- Born: September 19, 1915 Treviso, Italy
- Died: July 31, 1997 (aged 81) Padua, Italy
- Scientific career
- Fields: Astronomy
- Institutions: University of Padua, Asiago Astrophysical Observatory
- Academic advisors: Bruno Rossi

= Leonida Rosino =

Italian astronomer (1917–1997)

Leonida Rosino (Treviso, 19 September 1915 – Padua, 31 July 1997) was an Italian astronomer, known for having discovered 23 supernovae.

==Biography==
After graduating in physics from the University of Padua in 1938, he devoted himself to astronomy, becoming an assistant to Giovanni Silva. His scientific training was completed by a two-year stay at the Yerkes Observatory of the University of Chicago, from 1948 to 1950.

He obtained a degree in astronomy in 1948; from 1939 to 1953 he was first assistant and then professor in charge of spectroscopy at the University of Bologna, at the chair of Francesco Zagar. He became full professor of astronomy at the University of Cagliari in 1953, then moved to the University of Bologna in 1954 and, in 1956, to the University of Padua, where he remained until his appointment as professor emeritus. In 1956 he became the director of the Asiago Astrophysical Observatory.
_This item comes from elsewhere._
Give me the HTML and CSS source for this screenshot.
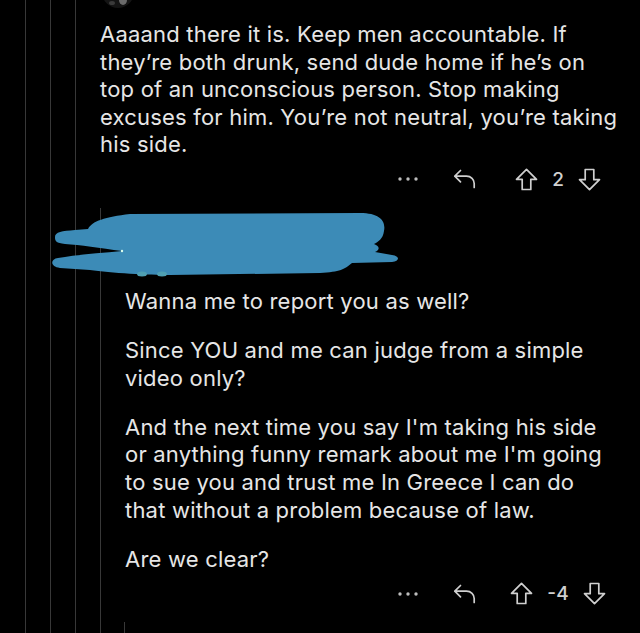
FILE: index.html
```html
<!DOCTYPE html>
<html lang="en">
<head>
<meta charset="utf-8">
<title>Comment thread</title>
<link rel="stylesheet" href="styles.css">
</head>
<body>
<div class="thread">
  <div class="indent first">
    <div class="indent">
      <div class="indent">
        <article class="comment c1">
          <header class="comment-head">
            <span class="avatar">
              <svg viewBox="0 0 32 32" width="32" height="32" aria-hidden="true">
                <circle cx="16" cy="16" r="16" fill="#141414"/>
                <ellipse cx="21" cy="24" rx="4" ry="5" fill="#6a6a6a"/>
                <ellipse cx="10" cy="27" rx="3" ry="2" fill="#3a3a3a"/>
              </svg>
            </span>
          </header>
          <div class="body">
            <p>Aaaand there it is. Keep men accountable. If they’re both drunk, send dude home if he’s on top of an unconscious person. Stop making excuses for him. You’re not neutral, you’re taking his side.</p>
          </div>
          <div class="actions">
            <span class="act dots"><svg viewBox="0 0 20 4" width="20" height="4"><circle cx="2" cy="2" r="1.7"/><circle cx="10" cy="2" r="1.7"/><circle cx="18" cy="2" r="1.7"/></svg></span>
            <span class="act reply"><svg viewBox="0 0 23 20" width="23" height="20"><path d="M7.5 1.5 L1.8 7.2 L7.5 12.9 M1.8 7.2 H13.5 C18 7.2 21.2 10.5 21.2 14.5 V18.5"/></svg></span>
            <span class="act vote">
              <svg class="arrow" viewBox="0 0 23 23" width="23" height="23"><path d="M11.5 1.3 L21.5 11.3 H15.8 V21.5 H7.2 V11.3 H1.5 Z"/></svg>
              <span class="score">2</span>
              <svg class="arrow" viewBox="0 0 23 23" width="23" height="23"><path d="M11.5 21.7 L21.5 11.7 H15.8 V1.5 H7.2 V11.7 H1.5 Z"/></svg>
            </span>
          </div>
        </article>
        <div class="indent">
          <article class="comment c2">
            <header class="comment-head tall">
              <svg class="redact" viewBox="50 208 352 72" width="352" height="72" aria-hidden="true">
                <path d="M55 238 C55 233 62 232 75 231 L88 230 C92 222 105 218 130 215 L360 214 C380 214 386 222 384 232 C383 240 378 243 374 245 C380 247 380 251 375 253 L392 256 C400 257 400 262 392 263 L352 264 C345 270 340 273 320 274 L170 276 C150 276 110 274 90 271 L60 269 C50 268 50 260 58 259 C75 256 100 254 122 252 C100 249 80 246 65 245 C56 244 55 242 55 238 Z"/>
                <ellipse class="bump" cx="142" cy="275" rx="5" ry="2.5"/>
                <ellipse class="bump" cx="162" cy="275" rx="5" ry="2.5"/>
                <circle cx="122" cy="252" r="1.2" fill="#dfe"/>
              </svg>
            </header>
            <div class="body">
              <p>Wanna me to report you as well?</p>
              <p>Since YOU and me can judge from a simple video only?</p>
              <p>And the next time you say I'm taking his side or anything funny remark about me I'm going to sue you and trust me In Greece I can do that without a problem because of law.</p>
              <p>Are we clear?</p>
            </div>
            <div class="actions">
              <span class="act dots"><svg viewBox="0 0 20 4" width="20" height="4"><circle cx="2" cy="2" r="1.7"/><circle cx="10" cy="2" r="1.7"/><circle cx="18" cy="2" r="1.7"/></svg></span>
              <span class="act reply"><svg viewBox="0 0 23 20" width="23" height="20"><path d="M7.5 1.5 L1.8 7.2 L7.5 12.9 M1.8 7.2 H13.5 C18 7.2 21.2 10.5 21.2 14.5 V18.5"/></svg></span>
              <span class="act vote">
                <svg class="arrow" viewBox="0 0 23 23" width="23" height="23"><path d="M11.5 1.3 L21.5 11.3 H15.8 V21.5 H7.2 V11.3 H1.5 Z"/></svg>
                <span class="score">-4</span>
                <svg class="arrow" viewBox="0 0 23 23" width="23" height="23"><path d="M11.5 21.7 L21.5 11.7 H15.8 V1.5 H7.2 V11.7 H1.5 Z"/></svg>
              </span>
            </div>
          </article>
          <div class="indent stub-indent">
            <div class="stub"></div>
          </div>
        </div>
      </div>
    </div>
  </div>
</div>
</body>
</html>
```

FILE: styles.css
```css
html, body {
  margin: 0;
  padding: 0;
  background: #000;
  height: 100%;
  overflow: hidden;
}

body {
  font-family: Inter, "Liberation Sans", sans-serif;
  color: #e6e6e6;
}

.thread {
  display: flex;
  flex-direction: column;
  width: 640px;
}

.indent {
  display: flex;
  flex-direction: column;
  margin-left: 24px;
  border-left: 1px solid #383838;
}

.indent.first {
  margin-left: 25px;
}

.comment {
  display: flex;
  flex-direction: column;
  padding-bottom: 8px;
}

.c1 {
  margin-top: -24px;
  padding-left: 24px;
}

.c2 {
  padding-left: 24px;
}

.comment-head {
  display: flex;
  align-items: center;
  height: 32px;
  margin-bottom: 13px;
}

.comment-head.tall {
  position: relative;
  height: 80px;
  margin-bottom: 0;
}

.avatar {
  display: block;
  width: 32px;
  height: 32px;
  margin-left: 2px;
}

.redact {
  position: absolute;
  left: -75px;
  top: -1px;
}

.redact path {
  fill: #3c8bb7;
}

.redact .bump {
  fill: #4f9fb2;
}

.body {
  padding-right: 22px;
  font-size: 22px;
  line-height: 27.6px;
  letter-spacing: 0.2px;
}

.body p {
  margin: 0 0 21.5px;
}

.body p:last-child {
  margin-bottom: 0;
}

.actions {
  display: flex;
  align-items: center;
  justify-content: flex-end;
  height: 41px;
  padding-right: 32px;
  color: #c9c9c9;
}

.act {
  display: flex;
  align-items: center;
  justify-content: center;
}

.dots, .reply {
  width: 56px;
}

.dots svg circle {
  fill: #bdbdbd;
}

.reply {
  margin-right: 16px;
}

.reply svg path, .arrow path {
  fill: none;
  stroke: #cfcfcf;
  stroke-width: 1.7;
  stroke-linecap: round;
  stroke-linejoin: round;
}

.vote {
  width: 100px;
  gap: 14px;
}

.score {
  font-size: 19px;
  font-weight: 500;
  line-height: 1;
  color: #d0d0d0;
}

.stub-indent {
  margin-left: 23px;
}

.stub {
  height: 20px;
}
```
Author of over 250 scientific publications, he made original contributions to the study of variable stars, globular clusters, and the physics of novae and supernovae, which made him internationally famous. He discovered 23 supernovae (five of them together with other scientists); he also discovered the cataclysmic variable AL Comae Berenices on 16 November 1961.

Leonida Rosino was a member of many national and international scientific societies including the Accademia dei Lincei and the Veneto Institute of Sciences, Letters and Arts.

The Asiago Cima Ekar Observing Station was named in his memory on 15 November 1997. In the station there is a plaque with his image, bearing the inscription "Leonida Rosino 1915 - 1997 Unparalleled master, creator and creator of this astronomical station - November 15, 1997".

==Major works==
- Fisica delle stelle, Vallardi, Milan, 1956
- Observations et interpretation de l'etoile variable SS Cygny, Vallardi, Milan, 1960
- Luci e ombre nella conoscenza del mondo fisico (1970)
- Photometric and spectroscopic studies of novae and supernovae (1971)
- Lezioni di astronomia, CEDAM, Padova, 1979
- Gli astri: Dal sistema solare alle galassie, UTET, Torino, 1985

==Honors==
Leonida Rosino has been awarded an honorary degree by two universities:
- University of Basel (1970)
- University of Innsbruck (1989)

The asteroid 7715 Leonidarosino was named in his honor.